_Given task_. Give the material once more, word for word, without any images.

_Recorded data_.
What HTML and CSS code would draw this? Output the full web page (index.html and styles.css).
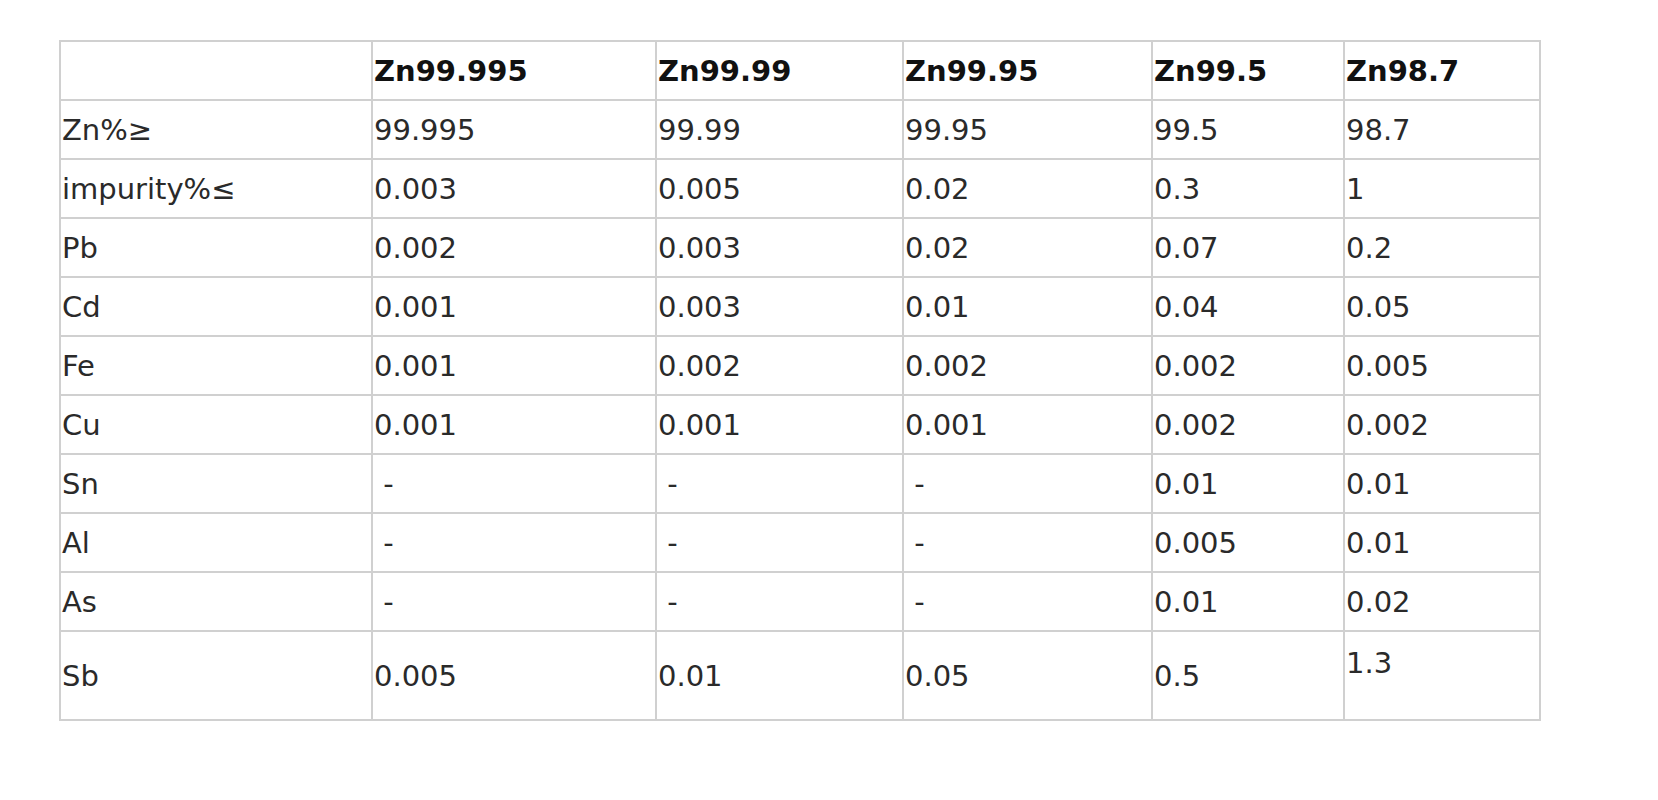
FILE: index.html
```html
<!DOCTYPE html>
<html>
<head>
<meta charset="utf-8">
<link rel="stylesheet" href="styles.css">
</head>
<body>
<div class="page">
<table class="spec">
<colgroup>
<col class="c1"><col class="c2"><col class="c3"><col class="c4"><col class="c5"><col class="c6">
</colgroup>
<tr class="head"><td></td><td>Zn99.995</td><td>Zn99.99</td><td>Zn99.95</td><td>Zn99.5</td><td>Zn98.7</td></tr>
<tr><td>Zn%≥</td><td>99.995</td><td>99.99</td><td>99.95</td><td>99.5</td><td>98.7</td></tr>
<tr><td>impurity%≤</td><td>0.003</td><td>0.005</td><td>0.02</td><td>0.3</td><td>1</td></tr>
<tr><td>Pb</td><td>0.002</td><td>0.003</td><td>0.02</td><td>0.07</td><td>0.2</td></tr>
<tr><td>Cd</td><td>0.001</td><td>0.003</td><td>0.01</td><td>0.04</td><td>0.05</td></tr>
<tr><td>Fe</td><td>0.001</td><td>0.002</td><td>0.002</td><td>0.002</td><td>0.005</td></tr>
<tr><td>Cu</td><td>0.001</td><td>0.001</td><td>0.001</td><td>0.002</td><td>0.002</td></tr>
<tr><td>Sn</td><td>&nbsp;-</td><td>&nbsp;-</td><td>&nbsp;-</td><td>0.01</td><td>0.01</td></tr>
<tr><td>Al</td><td>&nbsp;-</td><td>&nbsp;-</td><td>&nbsp;-</td><td>0.005</td><td>0.01</td></tr>
<tr><td>As</td><td>&nbsp;-</td><td>&nbsp;-</td><td>&nbsp;-</td><td>0.01</td><td>0.02</td></tr>
<tr class="last"><td>Sb</td><td>0.005</td><td>0.01</td><td>0.05</td><td>0.5</td><td class="raised">1.3</td></tr>
</table>
</div>
</body>
</html>
```

FILE: styles.css
```css
html, body {
  margin: 0;
  padding: 0;
  background: #ffffff;
}

.page {
  padding: 40px 0 0 59px;
}

.spec {
  border-collapse: collapse;
  table-layout: fixed;
  width: 1482px;
  font-family: "DejaVu Sans", Verdana, sans-serif;
  font-size: 29px;
  color: #2a2a2a;
}

.c1 { width: 312px; }
.c2 { width: 284px; }
.c3 { width: 247px; }
.c4 { width: 249px; }
.c5 { width: 192px; }
.c6 { width: 196px; }

.spec tr {
  height: 59px;
}

.spec td {
  border: 2px solid #d0d0d0;
  padding: 0 0 0 1px;
  vertical-align: middle;
  white-space: nowrap;
  line-height: 34px;
}

.spec .head {
  height: 59px;
}

.spec .head td {
  font-weight: bold;
  color: #111111;
}

.spec .last {
  height: 89px;
}

.spec .raised {
  padding-bottom: 26px;
}
```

_Finished answer_.
What HTML and CSS code would draw this? Output the full web page (index.html and styles.css).
FILE: index.html
```html
<!DOCTYPE html>
<html>
<head>
<meta charset="utf-8">
<link rel="stylesheet" href="styles.css">
</head>
<body>
<div class="page">
<table class="spec">
<colgroup>
<col class="c1"><col class="c2"><col class="c3"><col class="c4"><col class="c5"><col class="c6">
</colgroup>
<tr class="head"><td></td><td>Zn99.995</td><td>Zn99.99</td><td>Zn99.95</td><td>Zn99.5</td><td>Zn98.7</td></tr>
<tr><td>Zn%≥</td><td>99.995</td><td>99.99</td><td>99.95</td><td>99.5</td><td>98.7</td></tr>
<tr><td>impurity%≤</td><td>0.003</td><td>0.005</td><td>0.02</td><td>0.3</td><td>1</td></tr>
<tr><td>Pb</td><td>0.002</td><td>0.003</td><td>0.02</td><td>0.07</td><td>0.2</td></tr>
<tr><td>Cd</td><td>0.001</td><td>0.003</td><td>0.01</td><td>0.04</td><td>0.05</td></tr>
<tr><td>Fe</td><td>0.001</td><td>0.002</td><td>0.002</td><td>0.002</td><td>0.005</td></tr>
<tr><td>Cu</td><td>0.001</td><td>0.001</td><td>0.001</td><td>0.002</td><td>0.002</td></tr>
<tr><td>Sn</td><td>&nbsp;-</td><td>&nbsp;-</td><td>&nbsp;-</td><td>0.01</td><td>0.01</td></tr>
<tr><td>Al</td><td>&nbsp;-</td><td>&nbsp;-</td><td>&nbsp;-</td><td>0.005</td><td>0.01</td></tr>
<tr><td>As</td><td>&nbsp;-</td><td>&nbsp;-</td><td>&nbsp;-</td><td>0.01</td><td>0.02</td></tr>
<tr class="last"><td>Sb</td><td>0.005</td><td>0.01</td><td>0.05</td><td>0.5</td><td class="raised">1.3</td></tr>
</table>
</div>
</body>
</html>
```

FILE: styles.css
```css
html, body {
  margin: 0;
  padding: 0;
  background: #ffffff;
}

.page {
  padding: 40px 0 0 59px;
}

.spec {
  border-collapse: collapse;
  table-layout: fixed;
  width: 1482px;
  font-family: "DejaVu Sans", Verdana, sans-serif;
  font-size: 29px;
  color: #2a2a2a;
}

.c1 { width: 312px; }
.c2 { width: 284px; }
.c3 { width: 247px; }
.c4 { width: 249px; }
.c5 { width: 192px; }
.c6 { width: 196px; }

.spec tr {
  height: 59px;
}

.spec td {
  border: 2px solid #d0d0d0;
  padding: 0 0 0 1px;
  vertical-align: middle;
  white-space: nowrap;
  line-height: 34px;
}

.spec .head {
  height: 59px;
}

.spec .head td {
  font-weight: bold;
  color: #111111;
}

.spec .last {
  height: 89px;
}

.spec .raised {
  padding-bottom: 26px;
}
```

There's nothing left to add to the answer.